Lakota Cante Tenza warrior leader Canupa Gluha Mani advises, “Just because it looks indian and sounds indian, doesn’t mean its indian.”
Deep movements of decolonization allow for the self-knowledge and cultural competency to begin to discern more healthy relationships from those that perpetuate unhealthy and exploitative power dynamics created by colonialism. Knowing our own hearts and stories, as well as learning our own Indigenous language and reawakening our cultural lifeway in relationship to place creates the possibility of relating with Indigenous peoples in different ways than simply being a culturally ignorant settler on stolen land allows.

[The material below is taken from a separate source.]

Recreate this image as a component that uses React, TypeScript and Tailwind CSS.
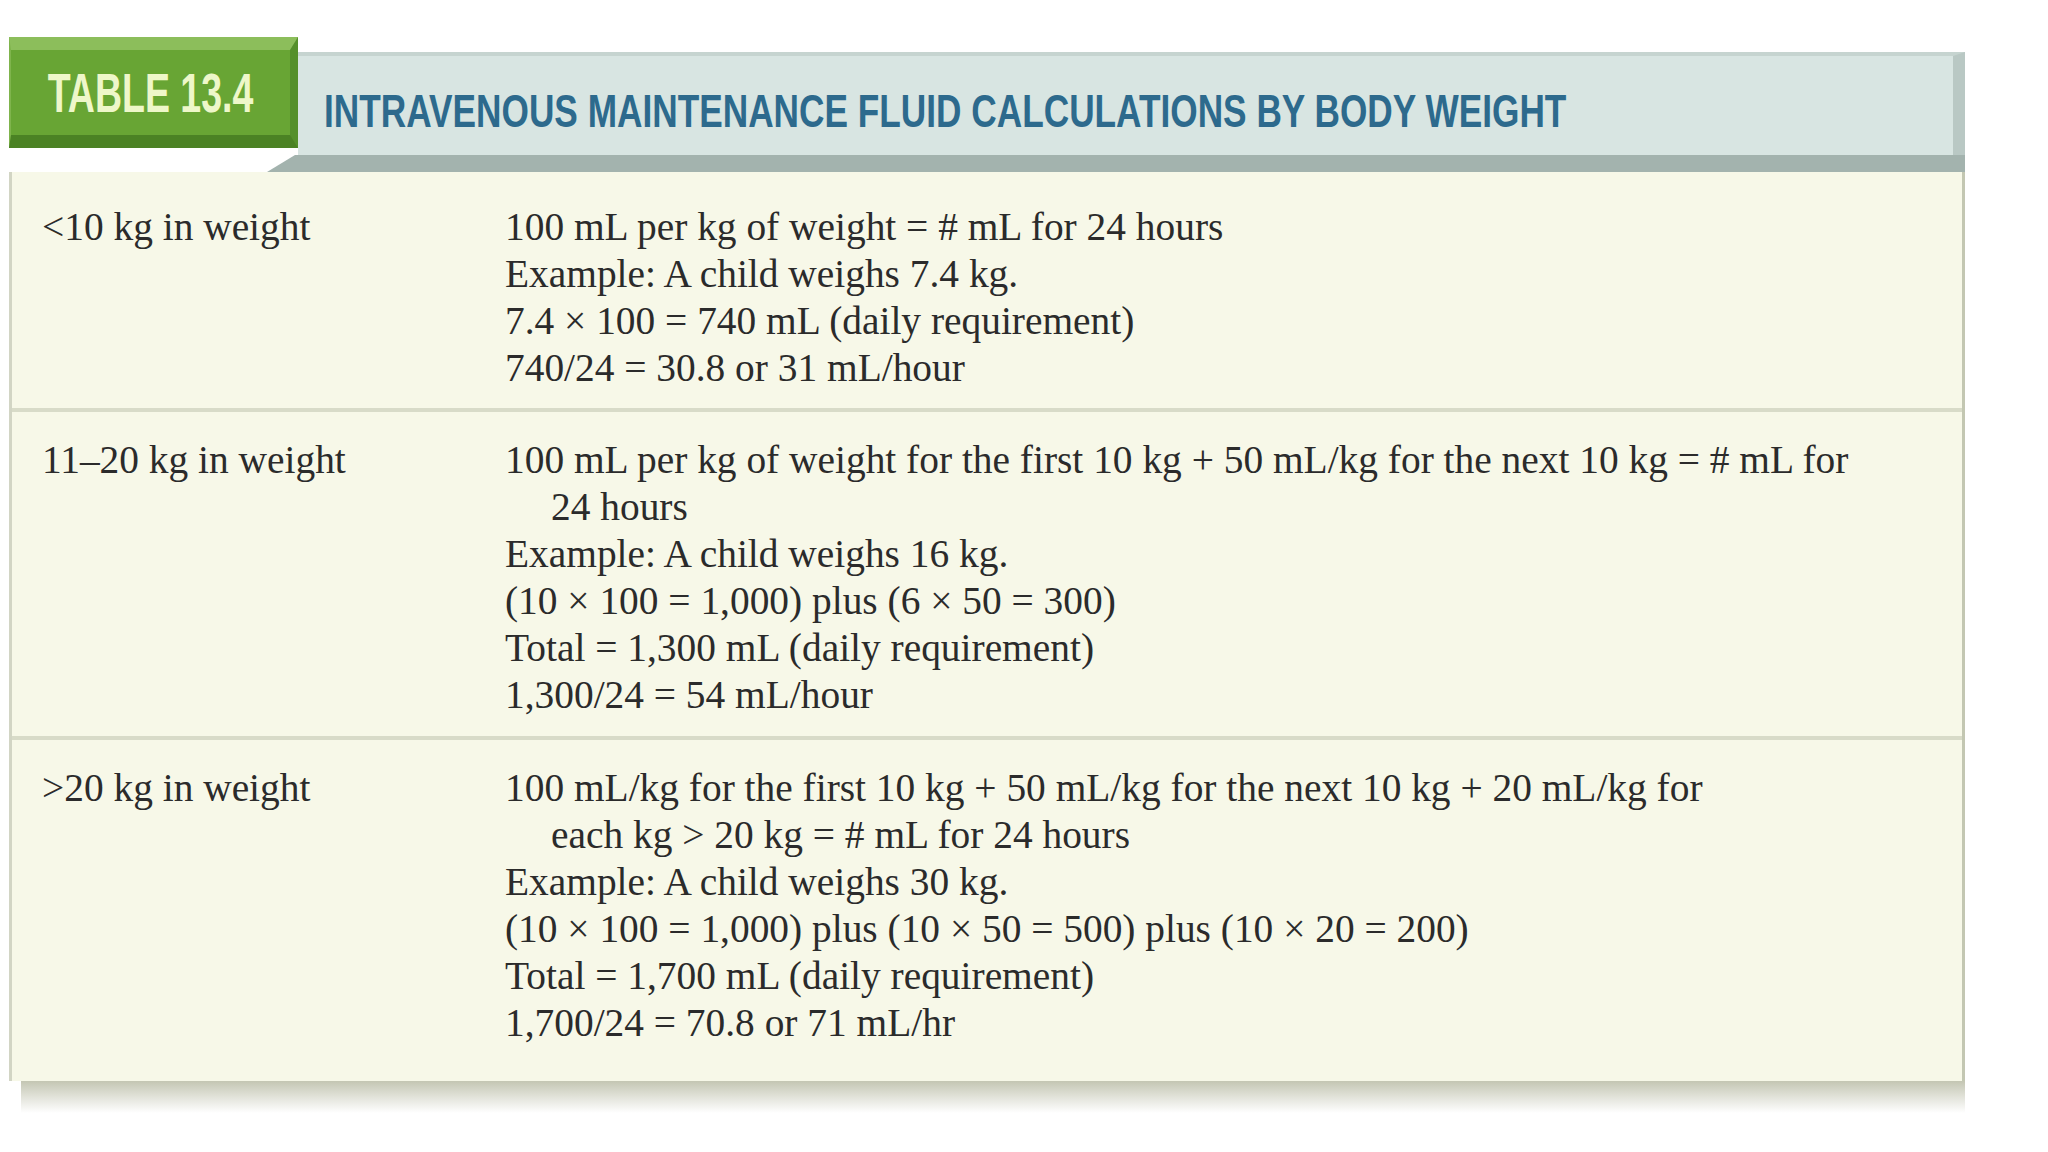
import React from 'react';

type Row = {
    weight: string;
    lines: { text: string; indent?: boolean }[];
};

const rows: Row[] = [
    {
        weight: '<10 kg in weight',
        lines: [
            {text: '100 mL per kg of weight = # mL for 24 hours'},
            {text: 'Example: A child weighs 7.4 kg.'},
            {text: '7.4 × 100 = 740 mL (daily requirement)'},
            {text: '740/24 = 30.8 or 31 mL/hour'},
        ],
    },
    {
        weight: '11–20 kg in weight',
        lines: [
            {text: '100 mL per kg of weight for the first 10 kg + 50 mL/kg for the next 10 kg = # mL for'},
            {text: '24 hours', indent: true},
            {text: 'Example: A child weighs 16 kg.'},
            {text: '(10 × 100 = 1,000) plus (6 × 50 = 300)'},
            {text: 'Total = 1,300 mL (daily requirement)'},
            {text: '1,300/24 = 54 mL/hour'},
        ],
    },
    {
        weight: '>20 kg in weight',
        lines: [
            {text: '100 mL/kg for the first 10 kg + 50 mL/kg for the next 10 kg + 20 mL/kg for'},
            {text: 'each kg > 20 kg = # mL for 24 hours', indent: true},
            {text: 'Example: A child weighs 30 kg.'},
            {text: '(10 × 100 = 1,000) plus (10 × 50 = 500) plus (10 × 20 = 200)'},
            {text: 'Total = 1,700 mL (daily requirement)'},
            {text: '1,700/24 = 70.8 or 71 mL/hr'},
        ],
    },
];

// padding per row: first row sits a little lower under the header stripe
const rowPad = [
    'pt-[32px] pb-[16px] border-b-4 border-b-[#d8dbc8]',
    'pt-[25px] pb-[17px] border-b-4 border-b-[#d8dbc8]',
    'pt-[25px] pb-[34px]',
];

const sansFont = {fontFamily: '"Liberation Sans", Arial, sans-serif'};

const App = () => {
    return (
        <div className="min-h-screen w-full bg-white">
            <div className="w-[1956px] ml-[9px] pt-[37px]">
                {/* Header */}
                <div className="flex">
                    <div
                        className="w-[289px] h-[111px] shrink-0 flex items-center justify-center bg-[#68a534] border-t-[13px] border-t-[#8cbe5b] border-b-[13px] border-b-[#4b8224] border-r-[8px] border-r-[#55902b] border-l-[2px] border-l-[#7fb44c]">
                        {/* condensed look: no narrow face installed, so squeeze horizontally */}
                        <span
                            className="inline-block whitespace-nowrap text-[#eef7c9] font-bold text-[56px] leading-none scale-x-[0.67] origin-center"
                            style={sansFont}>
                            TABLE 13.4
                        </span>
                    </div>
                    <div className="flex-1 flex flex-col pt-[15px]">
                        <div
                            className="h-[103px] flex items-center pl-[26px] pt-[10px] bg-[#d8e5e2] border-t-[4px] border-t-[#c6d4d0] border-r-[12px] border-r-[#b9c8c4] overflow-hidden">
                            <span
                                className="inline-block whitespace-nowrap text-[#2d6a8d] font-bold text-[46px] leading-none scale-x-[0.766] origin-left"
                                style={sansFont}>
                                INTRAVENOUS MAINTENANCE FLUID CALCULATIONS BY BODY WEIGHT
                            </span>
                        </div>
                        <div
                            className="h-[17px] -ml-[31px] bg-[#a3b3ae] [clip-path:polygon(28px_0,100%_0,100%_100%,0_100%)]"/>
                    </div>
                </div>

                {/* Body */}
                <div
                    className="bg-[#f7f8e8] border-l-[3px] border-l-[#d2d5c4] border-r-[3px] border-r-[#c3c7b2] text-[#2b2b2b] text-[39.4px] leading-[47px]"
                    style={{fontFamily: '"Liberation Serif", "Times New Roman", serif'}}>
                    {rows.map((row, i) => (
                        <div key={i} className={`grid grid-cols-[463px_1fr] pl-[30px] ${rowPad[i]}`}>
                            <div className="whitespace-nowrap">{row.weight}</div>
                            <div>
                                {row.lines.map((line, j) => (
                                    <div key={j} className={`whitespace-nowrap ${line.indent ? 'pl-[46px]' : ''}`}>
                                        {line.text}
                                    </div>
                                ))}
                            </div>
                        </div>
                    ))}
                </div>
                {/* bottom shadow */}
                <div className="h-[32px] ml-[12px] bg-gradient-to-b from-[#c4c6b3] via-[#e2e3da] to-white"/>
            </div>
        </div>
    );
};

export default App;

When we remember our ancestral ways of being and the place-based protocols of respect that grow and nurture healthier relationships with life, we regain the self-respect, deep love, and desire to be in honorable relationship with other beings. We can genuinely embody who we were meant to be as culturous peoples in a place, moving past white guilt, forgetfulness, and shame into radical acts of transformation that allow us to honor the gift of creating relations with other Indigenous peoples and life forms – including strong, loving acts of togetherness and resistance.
It may be a long, challenging path to grow these relationships. We have a lot of listening, self-reflecting, and trust building to do. But the conversations and new possibilities this path brings are vibrantly alive, deeply transformative, and create an intergenerational movement towards wholeness. This is our sacred responsibility.